_Required task_. Return, word for word, the lines from the line holding "Emit a component" through the line holding "border-[#111] text-center align-middle". Include both end lines and no others.

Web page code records
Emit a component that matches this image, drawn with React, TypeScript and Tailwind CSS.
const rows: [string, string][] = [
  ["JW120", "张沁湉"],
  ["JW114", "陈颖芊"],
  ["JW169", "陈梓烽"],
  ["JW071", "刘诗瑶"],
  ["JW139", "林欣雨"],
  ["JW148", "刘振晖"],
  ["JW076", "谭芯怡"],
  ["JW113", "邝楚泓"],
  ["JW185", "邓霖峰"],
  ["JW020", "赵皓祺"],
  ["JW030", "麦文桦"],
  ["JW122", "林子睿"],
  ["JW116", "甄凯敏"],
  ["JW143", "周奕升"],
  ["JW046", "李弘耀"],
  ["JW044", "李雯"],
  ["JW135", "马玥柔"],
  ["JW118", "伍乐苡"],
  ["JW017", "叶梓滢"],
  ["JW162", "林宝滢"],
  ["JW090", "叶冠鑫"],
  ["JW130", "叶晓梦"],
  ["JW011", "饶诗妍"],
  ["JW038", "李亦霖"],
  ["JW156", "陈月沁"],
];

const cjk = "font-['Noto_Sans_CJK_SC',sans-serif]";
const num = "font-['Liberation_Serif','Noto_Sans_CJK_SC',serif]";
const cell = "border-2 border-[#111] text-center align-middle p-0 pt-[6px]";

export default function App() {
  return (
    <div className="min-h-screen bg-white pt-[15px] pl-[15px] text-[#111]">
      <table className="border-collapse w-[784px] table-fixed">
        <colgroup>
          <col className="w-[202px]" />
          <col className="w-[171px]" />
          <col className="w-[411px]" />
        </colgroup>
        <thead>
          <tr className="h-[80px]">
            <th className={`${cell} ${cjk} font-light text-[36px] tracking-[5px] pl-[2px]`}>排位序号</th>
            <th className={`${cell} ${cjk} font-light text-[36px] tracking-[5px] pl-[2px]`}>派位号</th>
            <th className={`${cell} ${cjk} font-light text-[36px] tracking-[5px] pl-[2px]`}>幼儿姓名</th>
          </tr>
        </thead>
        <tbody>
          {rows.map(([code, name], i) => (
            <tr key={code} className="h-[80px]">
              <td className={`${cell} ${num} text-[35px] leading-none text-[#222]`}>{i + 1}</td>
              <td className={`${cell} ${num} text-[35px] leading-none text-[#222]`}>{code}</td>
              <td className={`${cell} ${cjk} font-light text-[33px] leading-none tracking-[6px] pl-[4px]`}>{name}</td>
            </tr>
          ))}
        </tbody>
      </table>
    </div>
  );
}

* * *

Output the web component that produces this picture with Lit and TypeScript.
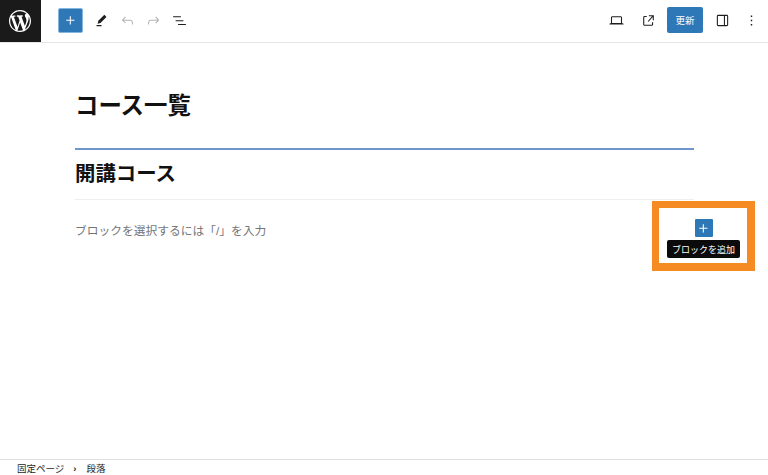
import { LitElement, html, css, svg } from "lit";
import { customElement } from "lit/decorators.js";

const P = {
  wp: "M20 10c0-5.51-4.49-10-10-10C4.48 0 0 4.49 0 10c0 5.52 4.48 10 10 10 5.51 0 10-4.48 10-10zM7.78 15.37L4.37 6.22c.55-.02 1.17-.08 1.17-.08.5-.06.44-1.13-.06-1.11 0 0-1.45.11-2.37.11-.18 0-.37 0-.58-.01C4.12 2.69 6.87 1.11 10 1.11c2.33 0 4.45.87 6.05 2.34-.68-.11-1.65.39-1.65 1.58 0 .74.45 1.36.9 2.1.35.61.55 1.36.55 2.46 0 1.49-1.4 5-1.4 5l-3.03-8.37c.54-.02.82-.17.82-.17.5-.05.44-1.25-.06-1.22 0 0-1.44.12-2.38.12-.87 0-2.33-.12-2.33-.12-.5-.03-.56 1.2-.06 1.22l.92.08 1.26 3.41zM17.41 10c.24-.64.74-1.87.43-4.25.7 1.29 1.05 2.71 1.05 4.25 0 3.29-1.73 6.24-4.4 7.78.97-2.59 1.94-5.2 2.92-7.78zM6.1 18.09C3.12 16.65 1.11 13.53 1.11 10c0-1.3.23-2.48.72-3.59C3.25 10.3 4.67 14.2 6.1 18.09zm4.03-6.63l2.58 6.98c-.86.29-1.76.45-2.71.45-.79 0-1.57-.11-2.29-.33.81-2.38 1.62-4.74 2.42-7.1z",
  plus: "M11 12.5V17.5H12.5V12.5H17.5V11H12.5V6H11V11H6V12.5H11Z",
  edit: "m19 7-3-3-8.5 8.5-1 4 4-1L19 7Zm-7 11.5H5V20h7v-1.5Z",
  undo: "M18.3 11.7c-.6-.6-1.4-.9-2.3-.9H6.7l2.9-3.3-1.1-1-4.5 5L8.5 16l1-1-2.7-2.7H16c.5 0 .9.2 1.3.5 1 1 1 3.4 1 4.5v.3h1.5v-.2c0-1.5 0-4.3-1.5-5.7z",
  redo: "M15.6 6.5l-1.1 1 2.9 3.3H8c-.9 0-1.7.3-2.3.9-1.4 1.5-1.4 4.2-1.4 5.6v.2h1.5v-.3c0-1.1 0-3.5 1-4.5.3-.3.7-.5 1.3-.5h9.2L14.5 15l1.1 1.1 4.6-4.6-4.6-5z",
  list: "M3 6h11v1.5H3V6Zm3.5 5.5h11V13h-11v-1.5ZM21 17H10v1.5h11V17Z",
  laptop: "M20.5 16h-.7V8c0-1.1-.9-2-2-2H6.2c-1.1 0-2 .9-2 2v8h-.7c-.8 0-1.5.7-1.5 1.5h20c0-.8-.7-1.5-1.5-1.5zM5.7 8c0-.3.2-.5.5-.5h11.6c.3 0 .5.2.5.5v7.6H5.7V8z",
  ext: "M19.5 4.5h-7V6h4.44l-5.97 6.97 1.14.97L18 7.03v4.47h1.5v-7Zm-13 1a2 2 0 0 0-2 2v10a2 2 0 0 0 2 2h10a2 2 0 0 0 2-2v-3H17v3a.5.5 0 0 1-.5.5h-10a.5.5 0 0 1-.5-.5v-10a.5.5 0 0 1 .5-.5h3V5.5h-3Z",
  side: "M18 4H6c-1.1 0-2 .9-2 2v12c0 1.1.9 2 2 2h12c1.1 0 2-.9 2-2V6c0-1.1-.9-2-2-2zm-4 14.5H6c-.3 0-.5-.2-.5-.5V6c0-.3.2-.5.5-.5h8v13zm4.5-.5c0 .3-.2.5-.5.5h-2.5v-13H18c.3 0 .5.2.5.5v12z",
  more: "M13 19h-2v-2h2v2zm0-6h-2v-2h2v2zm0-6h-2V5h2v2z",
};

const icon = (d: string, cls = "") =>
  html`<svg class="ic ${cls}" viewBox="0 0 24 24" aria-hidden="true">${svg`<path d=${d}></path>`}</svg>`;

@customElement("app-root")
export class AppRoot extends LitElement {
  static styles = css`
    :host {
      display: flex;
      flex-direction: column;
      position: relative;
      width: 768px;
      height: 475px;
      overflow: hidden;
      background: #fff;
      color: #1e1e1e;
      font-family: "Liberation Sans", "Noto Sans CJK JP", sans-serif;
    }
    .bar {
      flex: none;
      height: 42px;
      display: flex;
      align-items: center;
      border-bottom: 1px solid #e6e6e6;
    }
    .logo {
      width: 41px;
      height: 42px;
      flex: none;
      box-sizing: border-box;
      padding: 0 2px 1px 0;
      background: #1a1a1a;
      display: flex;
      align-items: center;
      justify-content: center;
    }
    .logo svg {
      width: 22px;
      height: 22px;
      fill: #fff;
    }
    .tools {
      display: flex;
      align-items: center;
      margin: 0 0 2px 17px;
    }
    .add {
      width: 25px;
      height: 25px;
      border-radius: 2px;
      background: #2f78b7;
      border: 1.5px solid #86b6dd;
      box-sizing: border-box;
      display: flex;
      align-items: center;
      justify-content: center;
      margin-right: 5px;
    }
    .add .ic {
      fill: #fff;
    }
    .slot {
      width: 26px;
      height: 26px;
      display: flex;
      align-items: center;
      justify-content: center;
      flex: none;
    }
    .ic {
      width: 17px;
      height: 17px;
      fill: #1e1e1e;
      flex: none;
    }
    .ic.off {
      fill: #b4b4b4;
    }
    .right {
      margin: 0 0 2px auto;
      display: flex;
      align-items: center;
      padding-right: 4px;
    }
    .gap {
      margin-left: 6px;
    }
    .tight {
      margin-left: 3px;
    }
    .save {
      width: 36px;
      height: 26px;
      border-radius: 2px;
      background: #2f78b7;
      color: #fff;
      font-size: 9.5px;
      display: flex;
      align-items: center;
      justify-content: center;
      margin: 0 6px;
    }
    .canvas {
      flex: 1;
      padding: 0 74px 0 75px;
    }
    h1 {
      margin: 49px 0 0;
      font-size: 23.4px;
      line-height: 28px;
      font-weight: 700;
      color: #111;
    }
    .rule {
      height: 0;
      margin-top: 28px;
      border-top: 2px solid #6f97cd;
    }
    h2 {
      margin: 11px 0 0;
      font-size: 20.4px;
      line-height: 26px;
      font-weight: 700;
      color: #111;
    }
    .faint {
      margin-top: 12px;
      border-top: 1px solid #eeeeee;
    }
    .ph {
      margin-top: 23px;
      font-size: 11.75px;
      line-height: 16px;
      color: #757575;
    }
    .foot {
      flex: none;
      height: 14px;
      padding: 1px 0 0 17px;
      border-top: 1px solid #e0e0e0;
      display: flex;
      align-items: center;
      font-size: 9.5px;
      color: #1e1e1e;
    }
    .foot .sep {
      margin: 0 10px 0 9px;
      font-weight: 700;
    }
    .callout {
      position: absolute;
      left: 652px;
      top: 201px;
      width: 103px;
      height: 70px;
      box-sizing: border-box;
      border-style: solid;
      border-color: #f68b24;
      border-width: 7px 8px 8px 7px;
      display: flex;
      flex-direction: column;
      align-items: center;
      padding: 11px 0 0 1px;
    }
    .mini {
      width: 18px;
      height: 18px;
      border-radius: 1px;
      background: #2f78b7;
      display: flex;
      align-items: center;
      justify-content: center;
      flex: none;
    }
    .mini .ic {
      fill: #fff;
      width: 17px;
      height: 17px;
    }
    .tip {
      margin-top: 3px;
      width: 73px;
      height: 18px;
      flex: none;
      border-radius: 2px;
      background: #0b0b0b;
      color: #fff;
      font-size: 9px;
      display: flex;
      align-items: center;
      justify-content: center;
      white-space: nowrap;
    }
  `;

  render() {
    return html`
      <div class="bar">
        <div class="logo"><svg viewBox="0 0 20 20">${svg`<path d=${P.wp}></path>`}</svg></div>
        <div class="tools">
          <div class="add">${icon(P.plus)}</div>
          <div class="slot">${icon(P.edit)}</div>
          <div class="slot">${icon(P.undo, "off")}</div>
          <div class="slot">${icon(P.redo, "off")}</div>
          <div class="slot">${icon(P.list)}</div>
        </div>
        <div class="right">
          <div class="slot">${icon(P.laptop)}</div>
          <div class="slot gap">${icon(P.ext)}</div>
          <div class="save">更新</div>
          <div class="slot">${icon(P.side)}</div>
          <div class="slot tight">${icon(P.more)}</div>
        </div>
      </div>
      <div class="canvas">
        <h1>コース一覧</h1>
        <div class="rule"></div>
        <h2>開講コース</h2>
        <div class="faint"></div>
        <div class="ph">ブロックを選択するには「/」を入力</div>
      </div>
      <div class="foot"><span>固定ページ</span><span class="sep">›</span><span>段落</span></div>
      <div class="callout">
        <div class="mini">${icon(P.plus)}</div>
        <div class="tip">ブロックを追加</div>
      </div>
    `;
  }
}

_Solved exercise_.
Emit a component that matches this image, drawn with React, TypeScript and Tailwind CSS.
const rows: [string, string][] = [
  ["JW120", "张沁湉"],
  ["JW114", "陈颖芊"],
  ["JW169", "陈梓烽"],
  ["JW071", "刘诗瑶"],
  ["JW139", "林欣雨"],
  ["JW148", "刘振晖"],
  ["JW076", "谭芯怡"],
  ["JW113", "邝楚泓"],
  ["JW185", "邓霖峰"],
  ["JW020", "赵皓祺"],
  ["JW030", "麦文桦"],
  ["JW122", "林子睿"],
  ["JW116", "甄凯敏"],
  ["JW143", "周奕升"],
  ["JW046", "李弘耀"],
  ["JW044", "李雯"],
  ["JW135", "马玥柔"],
  ["JW118", "伍乐苡"],
  ["JW017", "叶梓滢"],
  ["JW162", "林宝滢"],
  ["JW090", "叶冠鑫"],
  ["JW130", "叶晓梦"],
  ["JW011", "饶诗妍"],
  ["JW038", "李亦霖"],
  ["JW156", "陈月沁"],
];

const cjk = "font-['Noto_Sans_CJK_SC',sans-serif]";
const num = "font-['Liberation_Serif','Noto_Sans_CJK_SC',serif]";
const cell = "border-2 border-[#111] text-center align-middle p-0 pt-[6px]";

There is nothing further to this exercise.